Rather than spending the afternoon doing homework, playing video games or even practicing with their team, Biola baseball players made the trip to Angel Stadium to work with 125 at-risk children from the Anaheim area.
The Eagles partnered with Higher Ground Youth and Family Services to provide a fun, afternoon baseball clinic for 10-12 year olds who don't have much of a chance to enjoy a simple game of baseball in their everyday lives.
"The players taught many of the basics of the game and got to share with the kids about playing college baseball and Biola," said Head Coach Jay Sullenger. "We put on this baseball clinic for them and gave out autographs and high fives."

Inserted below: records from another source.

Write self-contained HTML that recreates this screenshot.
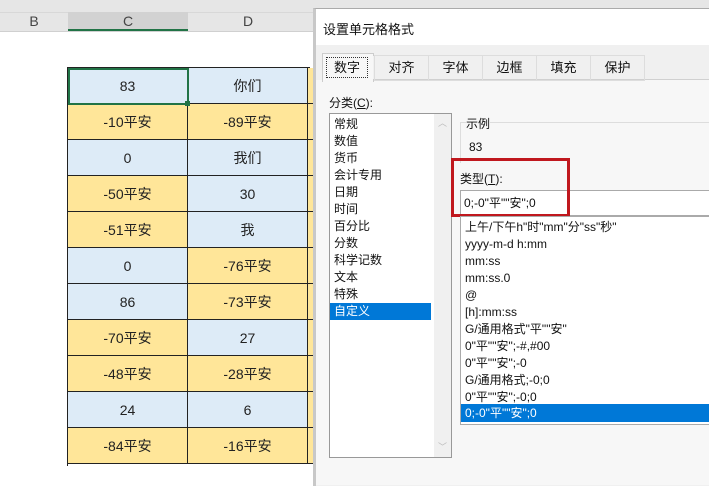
<!DOCTYPE html>
<html><head><meta charset="utf-8"><style>
body{margin:0;width:709px;height:485px;overflow:hidden;background:#fff;font-family:"Liberation Sans","Noto Sans CJK SC",sans-serif;position:relative}
.a{position:absolute}
.hdr{left:0;top:0;width:709px;height:31px;background:#e6e6e6;border-bottom:1px solid #d0d0d0}
.hl{top:12px;height:19px;font-size:14px;color:#444;text-align:center;line-height:19px}
.cell{position:absolute;width:120px;height:36px;line-height:36px;text-align:center;font-size:14px;color:#222;box-sizing:border-box;border-right:1.5px solid #222;border-bottom:1.5px solid #222}
.b{background:#ddebf7}.y{background:#ffe699}
.t{font-size:12px;color:#111}
.li{position:absolute;left:0;font-size:12px;line-height:17px;height:17px;padding-left:4px;width:calc(100% - 4px);color:#111}
</style></head><body>
<div class="a hdr"></div>
<div class="a" style="left:0;top:12px;width:709px;height:1px;background:#d8d8d8"></div>
<div class="a hl" style="left:0;width:68px">B</div>
<div class="a hl" style="left:68px;width:120px;background:#d2d2d2;border-bottom:2px solid #217346;height:17px">C</div>
<div class="a hl" style="left:188px;width:120px">D</div>
<div class="a" style="left:67px;top:67px;width:242px;height:398px;border-left:1.5px solid #222;border-top:1.5px solid #222"></div>
<div id="tb"></div>
<script>
var C=[["83","b"],["-10平安","y"],["0","b"],["-50平安","y"],["-51平安","y"],["0","b"],["86","b"],["-70平安","y"],["-48平安","y"],["24","b"],["-84平安","y"]];
var D=[["你们","b"],["-89平安","y"],["我们","b"],["30","b"],["我","b"],["-76平安","y"],["-73平安","y"],["27","b"],["-28平安","y"],["6","b"],["-16平安","y"]];
var h="";for(var i=0;i<11;i++){var y=68+i*36;
h+='<div class="cell '+C[i][1]+'" style="left:68px;top:'+y+'px">'+C[i][0]+'</div>';
h+='<div class="cell '+D[i][1]+'" style="left:188px;top:'+y+'px">'+D[i][0]+'</div>';
h+='<div class="cell y" style="left:308px;top:'+y+'px;width:6px"></div>';}
document.getElementById("tb").innerHTML=h;
</script>
<div class="a" style="left:68px;top:68px;width:117px;height:33px;border:2px solid #217346;"></div>
<div class="a" style="left:185px;top:101px;width:5px;height:5px;background:#217346"></div>
<!-- dialog -->
<div class="a" style="left:313px;top:8px;width:396px;height:477px;background:#f0f0f0;border-left:3px solid #c8c8c8;border-top:1px solid #aaa"></div>
<div class="a" style="left:316px;top:9px;width:393px;height:36px;background:#fff"></div>
<div class="a t" style="left:323px;top:19px;font-size:13px">设置单元格格式</div>
<div class="a" style="left:316px;top:80px;width:393px;height:405px;background:#f7f7f7"></div>
<div class="a" style="left:323px;top:79px;width:386px;height:1px;background:#d0d0d0"></div>
<div class="a" style="left:322px;top:53px;width:50px;height:28px;background:#f7f7f7;border:1px solid #ccc;border-bottom:none"></div>
<div class="a t" style="left:326px;top:57px;width:40px;height:19px;border:1px dotted #333;text-align:center;line-height:19px;font-size:13px">数字</div>
<div class="a" style="left:373px;top:56px;width:336px;height:23px;background:#f0f0f0"></div>
<div class="a t" style="left:374px;top:55px;width:53px;height:24px;border:1px solid #ddd;text-align:center;line-height:24px;font-size:13px">对齐</div>
<div class="a t" style="left:428px;top:55px;width:53px;height:24px;border:1px solid #ddd;text-align:center;line-height:24px;font-size:13px">字体</div>
<div class="a t" style="left:482px;top:55px;width:53px;height:24px;border:1px solid #ddd;text-align:center;line-height:24px;font-size:13px">边框</div>
<div class="a t" style="left:536px;top:55px;width:53px;height:24px;border:1px solid #ddd;text-align:center;line-height:24px;font-size:13px">填充</div>
<div class="a t" style="left:590px;top:55px;width:53px;height:24px;border:1px solid #ddd;text-align:center;line-height:24px;font-size:13px">保护</div>
<div class="a t" style="left:329px;top:94px">分类(<u>C</u>):</div>
<div class="a" style="left:329px;top:113px;width:121px;height:343px;background:#fff;border:1px solid #999">
<div style="position:absolute;right:0;top:0;width:17px;height:343px;background:#f0f0f0"></div>
<div style="position:absolute;right:4px;top:2px;font-size:9px;color:#bbb">︿</div>
<div style="position:absolute;right:4px;bottom:4px;font-size:9px;color:#bbb">﹀</div>
<div class="li" style="top:2px">常规</div><div class="li" style="top:19px">数值</div><div class="li" style="top:36px">货币</div><div class="li" style="top:53px">会计专用</div><div class="li" style="top:70px">日期</div><div class="li" style="top:87px">时间</div><div class="li" style="top:104px">百分比</div><div class="li" style="top:121px">分数</div><div class="li" style="top:138px">科学记数</div><div class="li" style="top:155px">文本</div><div class="li" style="top:172px">特殊</div>
<div class="li" style="top:189px;background:#0078d7;color:#fff;width:97px">自定义</div>
</div>
<div class="a" style="left:460px;top:122px;width:249px;height:40px;border-left:1px solid #ddd;border-top:1px solid #ddd"></div>
<div class="a t" style="left:466px;top:115px;background:#f7f7f7">示例</div>
<div class="a t" style="left:469px;top:140px">83</div>
<div class="a t" style="left:460px;top:170px">类型(<u>T</u>):</div>
<div class="a t" style="left:460px;top:190px;width:249px;height:24px;background:#fff;border:1px solid #aaa;line-height:24px;padding-left:3px">0;-0"平""安";0</div>
<div class="a" style="left:451px;top:158px;width:113px;height:53px;border:3px solid #c0181e"></div>
<div class="a" style="left:460px;top:216px;width:249px;height:207px;background:#fff;border:1px solid #aaa">
<div class="li" style="top:2px">上午/下午h"时"mm"分"ss"秒"</div>
<div class="li" style="top:19px">yyyy-m-d h:mm</div>
<div class="li" style="top:36px">mm:ss</div>
<div class="li" style="top:53px">mm:ss.0</div>
<div class="li" style="top:70px">@</div>
<div class="li" style="top:87px">[h]:mm:ss</div>
<div class="li" style="top:104px">G/通用格式"平""安"</div>
<div class="li" style="top:121px">0"平""安";-#,#00</div>
<div class="li" style="top:138px">0"平""安";-0</div>
<div class="li" style="top:155px">G/通用格式;-0;0</div>
<div class="li" style="top:172px">0"平""安";-0;0</div>
<div class="li" style="top:187px;height:18px;line-height:18px;background:#0078d7;color:#fff">0;-0"平""安";0</div>
</div>
</body></html>
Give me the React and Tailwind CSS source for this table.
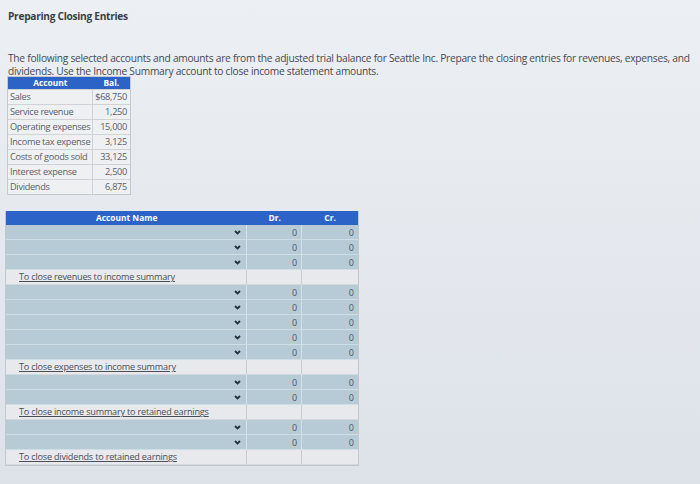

The clinic was put on by the Higher Ground ministry, which partnered with Major League Baseball's RBI program, allowing the event to be held on the field at Angel Stadium.
"We were as much in awes of the whole experience as the kids were," said Rob Groeschell.
The players split up and set up pitching, hitting, infield and outfield stations for the children to participate in and learn the basics of baseball. They would divide into small groups and rotate between each station, giving each player the chance to talk to every group.
"Most of these kids had never touched a ball before this program, so their skill level was very low," said sophomore pitcher Garrett Picha. "It was less about getting them to become great at baseball, but more about finding something to be passionate about and work to achieve. It is about getting them involved with something that will keep them from going down a bad road."
The Eagles ran the camp for about three hours, taking every opportunity possible to become positive role models for the kids, telling them about grades, class and everything it takes to become a successful student-athlete.
It was not all about baseball and books, but also about the Bible as the players got an opportunity to share about Christ at one point throughout the camp.
"Since we go to Biola, we got to add a biblical side to it and share a verse with the kids," said Groeschell. "The baseball side of the clinic was cool, but it was great to just invest in these kids."